Glaciers may slowly advance or retreat, depending on climate and weather. Greater amounts of snowfall accumulating over a long enough time will add to the mass of a glacier, causing it to advance. Warmer temperatures over a long enough time will result in more of the glacier ice and snow on the glacier melting, causing it to retreat. For most glaciers, retreating and advancing are very slow occurrences, taking years or decades to show any significant effect.  Some glaciers have retreated rapidly, with movement visible over a few months or years.

Some glaciers may surge, racing forward at several meters per day for weeks or even months. The Hubbard Glacier in Alaska surged at the rate of 10 meters (32 feet) per day in 1986. In only two months, the glacier dammed water in the Russell Fjord and created a lake.

Today, glaciers occupy about ten percent of the world’s total land area, with most located in polar regions like Antarctica, Greenland, and the Canadian Arctic. Glaciers can be thought of as remnants from the last Ice Age, when ice covered nearly 32 percent of the land and 30 percent of the oceans.

Scientists know that within the past 750,000 years, there have been eight Ice Age cycles, separated by warmer periods called interglacial periods. Currently, Earth is in an interglacial period, but we are nearing its end. We only have a few thousand years before the next Ice Age is due. But fear not, this ebb and flow is all part of the normal cycle for planet Earth.

Glaciers and Icebergs: What’s the Difference?

There’s often confusion regarding what is a glacier and what is an iceberg. While a glacier is a relatively permanent ice formation on land, an iceberg is a comparatively short-lived free-floating body of ice on water. Icebergs typically form when chunks of ice break off of a glacier.

Because icebergs can be quite large, they still can take many months to melt. Icebergs that break off or “calve” can drift quite far from their point of origin, posing a significant risk to commercial shipping. One of the more publicized dangers from an iceberg came from the sinking of the Titanic in 1912.

Glaciers Helping Science

Glacial ice can range in age from several hundred to several hundreds of thousands of years old, making it an invaluable tool for scientific research. To see a long-term climate record, scientists drill and extract ice cores from glaciers and ice sheets.
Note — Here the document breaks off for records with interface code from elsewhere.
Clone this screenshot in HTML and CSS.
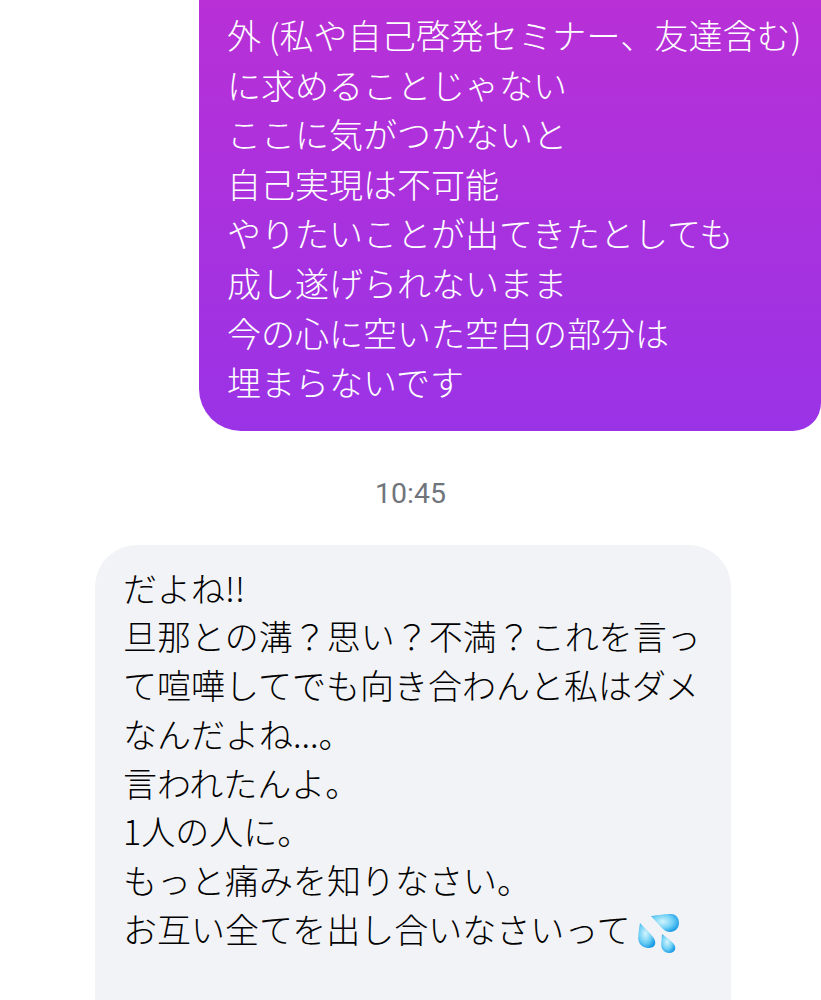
FILE: index.html
```html
<!DOCTYPE html>
<html lang="ja">
<head>
  <meta charset="UTF-8">
  <title>メッセージ</title>
  <link rel="stylesheet" href="styles.css">
</head>
<body>
  <div class="chat">
    <div class="bubble sent">
      <span class="line-first">外 (私や自己啓発セミナー、友達含む)</span><br>
      に求めることじゃない<br>
      ここに気がつかないと<br>
      自己実現は不可能<br>
      やりたいことが出てきたとしても<br>
      成し遂げられないまま<br>
      今の心に空いた空白の部分は<br>
      埋まらないです
    </div>

    <div class="time">10:45</div>

    <div class="bubble received">
      だよね!!<br>
      旦那との溝？思い？不満？これを言っ<br>
      て喧嘩してでも向き合わんと私はダメ<br>
      なんだよね...。<br>
      言われたんよ。<br>
      1人の人に。<br>
      もっと痛みを知りなさい。<br>
      お互い全てを出し合いなさいって<svg class="sweat" viewBox="0 0 42 41" aria-hidden="true">
        <defs>
          <radialGradient id="drop" cx="0.42" cy="0.42" r="0.62">
            <stop offset="0" stop-color="#d2f4fd"/>
            <stop offset="0.6" stop-color="#6fd0f5"/>
            <stop offset="1" stop-color="#1c9ce6"/>
          </radialGradient>
        </defs>
        <path d="M13 3 C20 2 28 1 33 1 C38 1 41 5 41 10 C41 15 37 19 32 19 C28 19 25 16 22 13 C19 10 16 6 13 3 Z" fill="url(#drop)"/>
        <path d="M2 10 C6 14 11 19 15 24 C18 28 18 32 15 34 C11 36 5 35 2 31 C0 28 0 24 0.6 20 C1 16 1.5 13 2 10 Z" fill="url(#drop)"/>
        <path d="M24 21 C28 24 32 27 35 30 C38 33 38 37 35 39 C32 41 27 40 25 37 C23 35 23 31 23.5 28 C23.7 26 23.8 23 24 21 Z" fill="url(#drop)"/>
      </svg>
    </div>
  </div>
</body>
</html>
```

FILE: styles.css
```css
body {
  margin: 0;
  background: #fff;
  font-family: "Noto Sans CJK JP", "Noto Sans", sans-serif;
}
.chat {
  height: 1000px;
  overflow: hidden;
}
.bubble {
  font-size: 34px;
  font-weight: 300;
}
.sent {
  margin-left: 199px;
  padding: 10px 0 24px 28px;
  line-height: 49.6px;
  color: #fff;
  background: linear-gradient(to bottom, #b830d6, #9a33e6);
  border-radius: 0 0 28px 42px;
  white-space: nowrap;
}
.line-first {
  letter-spacing: 0.1px;
}
.time {
  margin-top: 45px;
  text-align: center;
  font-family: Roboto, sans-serif;
  font-size: 28.5px;
  line-height: 36px;
  color: #70757c;
}
.received {
  width: 608px;
  margin: 33px 0 0 95px;
  padding: 19px 0 60px 28px;
  line-height: 48.7px;
  color: #000;
  background: #f2f3f6;
  border-radius: 42px 42px 0 0;
  white-space: nowrap;
}
.sweat {
  width: 42px;
  height: 41px;
  margin-left: 7px;
  vertical-align: -11px;
}
```
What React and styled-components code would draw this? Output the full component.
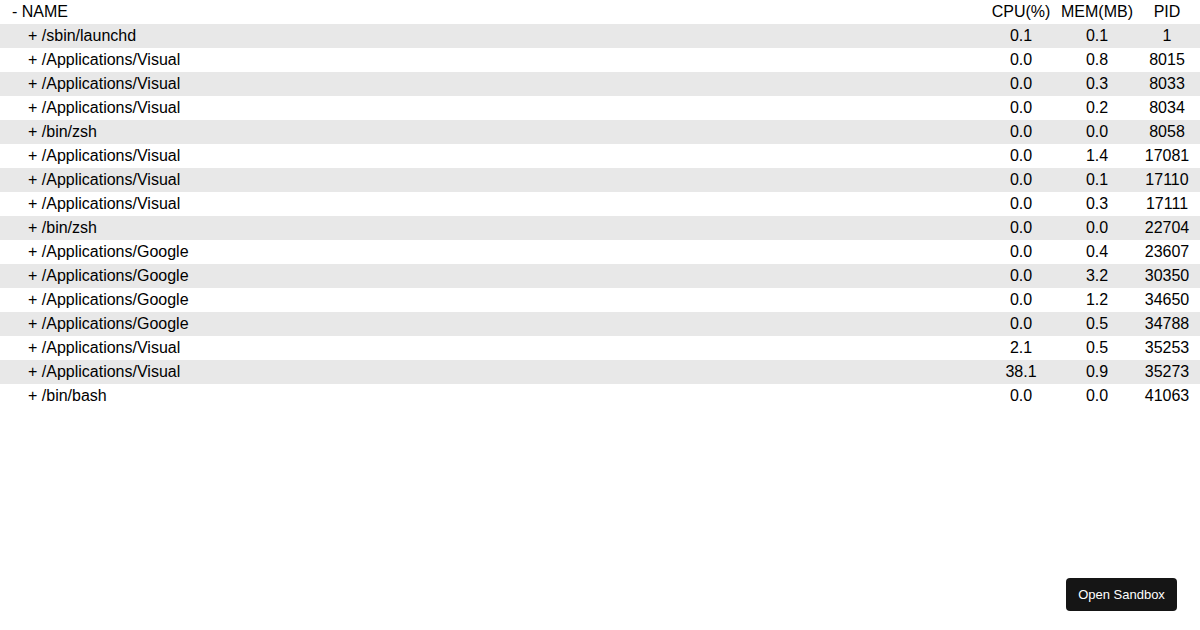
import styled, { createGlobalStyle } from "styled-components";

const GlobalStyle = createGlobalStyle`
  body {
    margin: 0;
    font-family: "Liberation Sans", Arial, sans-serif;
    color: #000;
    background: #fff;
  }
`;

const processes = [
  { name: "/sbin/launchd", cpu: "0.1", mem: "0.1", pid: 1 },
  { name: "/Applications/Visual", cpu: "0.0", mem: "0.8", pid: 8015 },
  { name: "/Applications/Visual", cpu: "0.0", mem: "0.3", pid: 8033 },
  { name: "/Applications/Visual", cpu: "0.0", mem: "0.2", pid: 8034 },
  { name: "/bin/zsh", cpu: "0.0", mem: "0.0", pid: 8058 },
  { name: "/Applications/Visual", cpu: "0.0", mem: "1.4", pid: 17081 },
  { name: "/Applications/Visual", cpu: "0.0", mem: "0.1", pid: 17110 },
  { name: "/Applications/Visual", cpu: "0.0", mem: "0.3", pid: 17111 },
  { name: "/bin/zsh", cpu: "0.0", mem: "0.0", pid: 22704 },
  { name: "/Applications/Google", cpu: "0.0", mem: "0.4", pid: 23607 },
  { name: "/Applications/Google", cpu: "0.0", mem: "3.2", pid: 30350 },
  { name: "/Applications/Google", cpu: "0.0", mem: "1.2", pid: 34650 },
  { name: "/Applications/Google", cpu: "0.0", mem: "0.5", pid: 34788 },
  { name: "/Applications/Visual", cpu: "2.1", mem: "0.5", pid: 35253 },
  { name: "/Applications/Visual", cpu: "38.1", mem: "0.9", pid: 35273 },
  { name: "/bin/bash", cpu: "0.0", mem: "0.0", pid: 41063 },
];

const Tree = styled.div`
  display: flex;
  flex-direction: column;
`;

const Row = styled.div`
  display: grid;
  grid-template-columns: 1fr 78px 74px 66px;
  height: 24px;
  align-items: center;
  font-size: 16px;
  line-height: 24px;
  background-color: ${(props) => (props.striped ? "#e8e8e8" : "#fff")};
`;

const NameCell = styled.div`
  padding-left: ${(props) => (props.depth ? 28 : 12)}px;
  white-space: nowrap;
`;

const NumCell = styled.div`
  text-align: center;
  white-space: nowrap;
`;

const SandboxButton = styled.button`
  position: fixed;
  right: 23px;
  bottom: 19px;
  width: 111px;
  height: 33px;
  border: none;
  border-radius: 4px;
  background: #151515;
  color: #fff;
  font-family: "Liberation Sans", Arial, sans-serif;
  font-size: 13px;
  cursor: pointer;
`;

const App = () => {
  return (
    <>
      <GlobalStyle />
      <Tree>
        <Row>
          <NameCell>- NAME</NameCell>
          <NumCell>CPU(%)</NumCell>
          <NumCell>MEM(MB)</NumCell>
          <NumCell>PID</NumCell>
        </Row>
        {processes.map((p, i) => (
          <Row key={p.pid} striped={i % 2 === 0}>
            <NameCell depth={1}>+ {p.name}</NameCell>
            <NumCell>{p.cpu}</NumCell>
            <NumCell>{p.mem}</NumCell>
            <NumCell>{p.pid}</NumCell>
          </Row>
        ))}
      </Tree>
      <SandboxButton>Open Sandbox</SandboxButton>
    </>
  );
};

export default App;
These cores provide continuous records of year-by-year information about our past climate.

Glaciers preserve bits of atmosphere from thousands of years ago in tiny air bubbles trapped within the ice cores. These can reveal past atmospheric conditions, temperature variations, and types of vegetation. This is one way scientists know that there have been several Ice Ages. Past eras can be reconstructed, showing how and why our climate has changed and how it might change in the future.

Scientists have been asking the questions “How much does our atmosphere naturally warm up between Ice Ages?” and “How does human activity affect climate?” Because glaciers respond to temperature changes, direct glacier observations help answer these questions. Since the early twentieth century, with few exceptions, glaciers around the world have been retreating at unprecedented rates. Scientists attribute this massive glacial retreat to the Industrial Revolution, beginning around 1760 and continuing still today. It is the increases in greenhouse gas concentrations and their marked rate of change that are largely attributable to human activities.

Glacial Data Collections

The National Snow and Ice Data Center (NSIDC) is home to the World Glacier Inventory (WGI), the Glacier Photograph Collection, and the Global Land Ice Measurements from Space (GLIMS) Glacier Database.

The WGI contains information for over 130,000 glaciers. Whether you’re looking for glaciers by name, geographic location, area, length, orientation, elevation, or classification, the WGI will most likely have what you’re looking for. If you want more glacial information, head to the GLIMS for measurements of glacier geometry, glacier area, snowlines, supraglacial lakes and rock debris, and other glacial attributes.

If stunning visuals are more to your taste, check out the Glacier Photograph Collection. Over 15,000 photos constitute an important historical record of many glaciers, as well as a data collection of interest to those studying the response of glaciers to climate variabilities.

Worthy of a mention on its own is the Repeat Photography of Glaciers special collection found within this database. This collection displays photographs of the same glacier, taken from the same vantage point and at the same time of year, but taken many years apart. These photographs can provide striking visual evidence of glacial changes over the last century, as most glaciers around the world have retreated at an unprecedented rate.

The photo below is the Muir Glacier, Alaska, photographed on August 13, 1941, and again on August 31, 2004. In the span of just over 60 years, the glacier retreated by more than seven miles (12 kilometers) and thinned by more than 800 meters (2,600 feet). Ocean water has since filled the valley, replacing the ice of Muir Glacier. The glacier’s absence now reveals scars where glacier ice once scraped high up against the hillside. It is truly a testament to the dramatic climatic changes taking place over the past century and their impact on glaciers.